Sin generalizar-repito-, ellas son y están mucho más atentas al detalle. Algo, sin duda, importantísimo si, por ejemplo, estás en un quirófano en plena operación a corazón abierto o ante un problema médico de cierta importancia y ella te dice “no te preocupes, yo soy como tu madre”.

Ciertamente, yo no he encontrado todavía un médico con esa capacidad de empatía instantánea y de ponerse en la piel de un paciente con melena y patillas de hacha extragrandes como las mías.

A qué viene esta apología de lo femenino, se preguntarán. Viene a que a la hora de la verdad, desde mi nacencia, y sin idealizar a nadie porque he visto de todo, también he observado que las mujeres suelen ver más allá que los hombres: tienen una visión intuitiva más desarrollada. De ahí, supongo que se las llamará ‘brujas’ en el sentido cariñoso, como en ocasiones se lo llaman a un servidor porque puedo intuir lo que sucede a miles de kilómetros con un margen mínimo de error.

De hecho, si hago memoria del último año, con la única excepción masculina de mi Urdaci de mis entrañas, los únicos gestos reales de compañía verdadera para atravesar mi piélago médico personal han sido mujeres. Exclusiva y rotundamente, mujeres.

Quien convive con ellas a diario podrá comprobar que su sola presencia ensancha escenarios, amplía estancias, eleva los techos hasta rozar, casi, el cielo y, en un momento dado, siempre aseguran unas risas.

Si no me creen a mí, crean en la palabra de Gabriel García Márquez. Consciente de esta realidad, o no, describe a la perfección el distinto proceder de hombres y mujeres ante el mismo acontecimiento en una dulzura de relato corto: El ahogado más hermoso del mundo.

Mientras ellos tratan de deshacerse cuanto antes de un aparecido en la playa, ellas hacen todo lo contrario.
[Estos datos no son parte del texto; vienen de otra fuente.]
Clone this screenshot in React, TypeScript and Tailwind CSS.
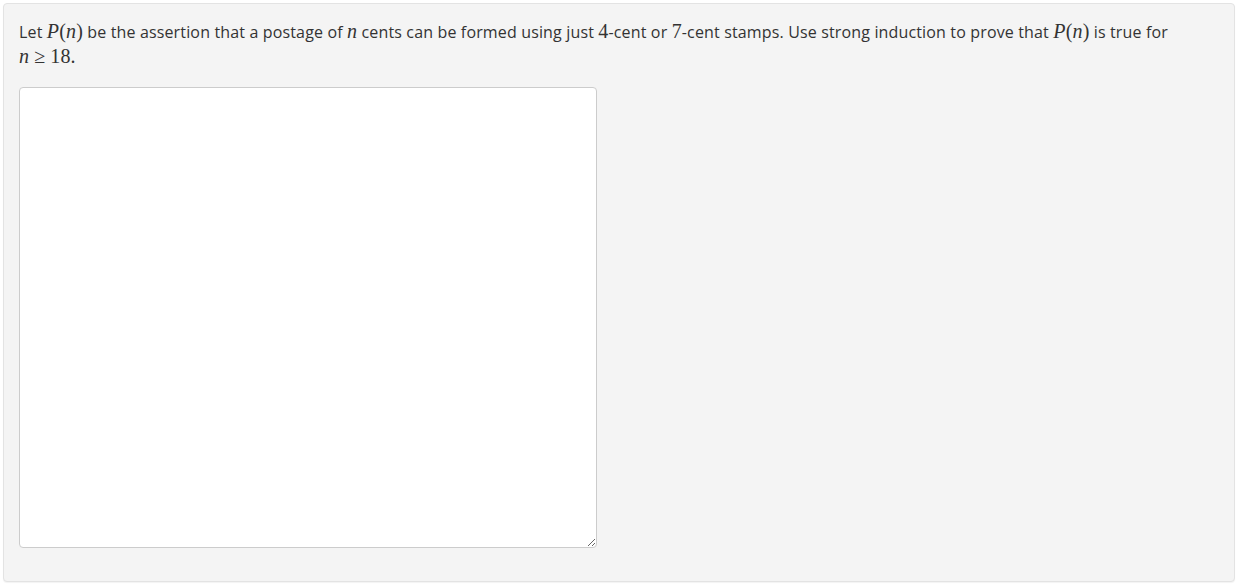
import React from 'react';

const M = ({ children }: { children: React.ReactNode }) => (
  <span className="italic text-[20px] leading-none" style={{ fontFamily: '"Liberation Serif", "DejaVu Serif", serif' }}>{children}</span>
);
const R = ({ children }: { children: React.ReactNode }) => (
  <span className="text-[20px] leading-none" style={{ fontFamily: '"Liberation Serif", "DejaVu Serif", serif' }}>{children}</span>
);

export default function App() {
  return (
    <div className="w-[1241px] h-[588px] bg-white p-[3px]" style={{ fontFamily: '"Open Sans", "Noto Sans", sans-serif' }}>
      <div className="w-[1232px] h-[579px] bg-[#f4f4f4] border border-[#e3e3e3] rounded-[4px] shadow-[0_1px_1px_rgba(0,0,0,0.05)] px-[15px] pt-[16px]">
        <p className="text-[16px] leading-[25px] text-[#333] tracking-[0.15px]">
          Let <M>P</M><R>(</R><M>n</M><R>)</R> be the assertion that a postage of <M>n</M> cents can be formed using just <R>4</R>-cent or <R>7</R>-cent stamps. Use strong induction to prove that <M>P</M><R>(</R><M>n</M><R>)</R> is true for
          <br />
          <M>n</M><R><span className="mx-[5px]">≥</span>18.</R>
        </p>
        <textarea className="block mt-[17px] w-[578px] h-[461px] bg-white border border-[#ccc] rounded-[4px] resize outline-none" />
      </div>
    </div>
  );
}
Ellos: “…quisieron encadenarle a los tobillos un ancla de buque mercante para que fondeara sin tropiezos en los mares más profundos donde los peces son ciegos y los buzos mueren de nostalgia, de manera que las  malas corrientes no fueran a devolverlo a la orilla…”

Ellas, en cambio, ante el mismo ahogado, fueron pausando los acontecimientos, comenzaron a preguntarse por su nombre, le limpiaron la cabellera y la barba, lo acicalaron; en definitiva, lo miraron y lo trataron como lo que era, un hombre hermoso:

“…las mujeres que lo habían vestido, las que lo habían peinado, las que lo habían cortado las uñas y raspado la barba no pudieron reprimir un estremecimiento de compasión…”

Y aquel estremecimiento de compasión, aquella concordancia de corazones, aquella correspondencia con el drama del ahogado, aquella imbricada ternura entre sentimiento, razón y acto que denominamos ‘amor’ tuvo sus consecuencias inmediatas en los hombres, que hasta ese momento sólo pensaban en deshacerse del incómodo cuerpo que había traído la marea.

Para no quitarles el gusto de leer el breve relato de apenas tres páginas, sólo les digo que el pueblo cambió tanto y se hizo tan hermoso como su ahogado. Tan hermoso que cambió por completo la semblanza de las casas y el corazón frío y calculador de los hombres, hasta el punto de que allí “el sol brilla tanto que no saben donde girar los girasoles…”

De no ser por el corazón de algunas mujeres, ya les digo que el fondo del mar estaría lleno de anclas de barcos con esqueletos podridos, bamboleados por las corrientes como tétricas banderas del desinterés masculino. Y que, sin duda, sin mujeres como estas, uno de esos deshilachados guiñapos con sus manos comidas por los peces y con sus falanges elevadas a la nada, hubiera sido yo. Palabra de marino.